18 of 19 people found the following review helpful:
5.0 out of 5 stars
A Must-Have!,
By BostonCook (Boston, MA USA) - See all my reviews
This review is from: Purr-Fect: The Eartha Kitt Collection (Audio CD)
This CD features some great recordings of Eartha's classics ("C'est Si Bon", "Just an Old Fashioned Girl"), as well as some harder-to-find tracks of Eartha singing other 1950s/60s standards.

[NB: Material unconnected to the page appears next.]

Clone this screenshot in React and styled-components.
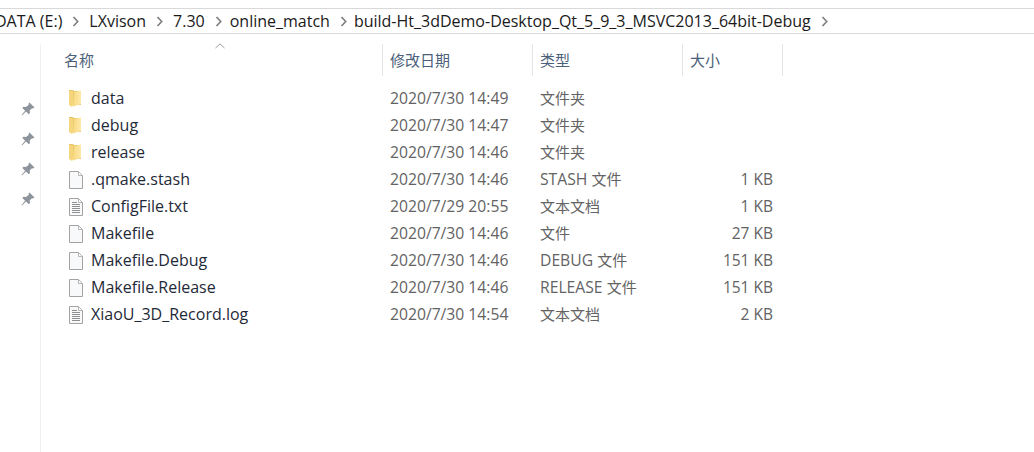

I have an extensive collection of Eartha LPs, but none of them include "Mack the Knife" or "Diamonds are a Girl's Best Friend" or "Whatever Lola Wants," all of which are on this import CD. Another terrific cut is "All I Want Is All There Is (And Then Some)"--Eartha at her best!
3 of 3 people found the following review helpful:
5.0 out of 5 stars
In fact, she was--perfect as well as purr-fect.,
By Samuel Chell (Kenosha,, WI United States) - See all my reviews (TOP 100 REVIEWER) (HALL OF FAME REVIEWER) (REAL NAME)
This review is from: Purr-Fect: The Eartha Kitt Collection (Audio CD)
She may not have had Piaf's musical instrument or the full, flowing facial geography (but what sculpture!) of a Garbo, or the irresistible, girl-next-door wholesome charm of a Garland or Doris Day, but she was the institution of cabaret personified not to mention the most fatally feline femme fatale of them at all--so much so that Orson Welles (like her, an American institution) looked upon her as an epic Circe, even casting her as the woman whose allure led to the Trojan War and to the fall of one of the world's great civilizations (undoubtedly a more convincing Helen than the one cast opposite Richard Burton ten years later). Yet cabaret superstars such as Marlene, Nina, Lena (the inferior Madonna was too exalted to emerge from her panoply of costumes, effects, and microphones long enough to "lower herself" to be a cabaret performer) frequently receive more attention than the inarguable master--Eartha Kitt OWNED cabaret, gifted with deceptively towering talent, superlative linguistic skills, and the sophisticated awareness that allowed her simultaneously to let the audience in on the joke yet be utterly seduced (if not enslaved) by this material woman. We may not have realized it at the time, but for Eartha life was a grand party, and each of us was a privileged guest, privileged to be on her inclusive guest list.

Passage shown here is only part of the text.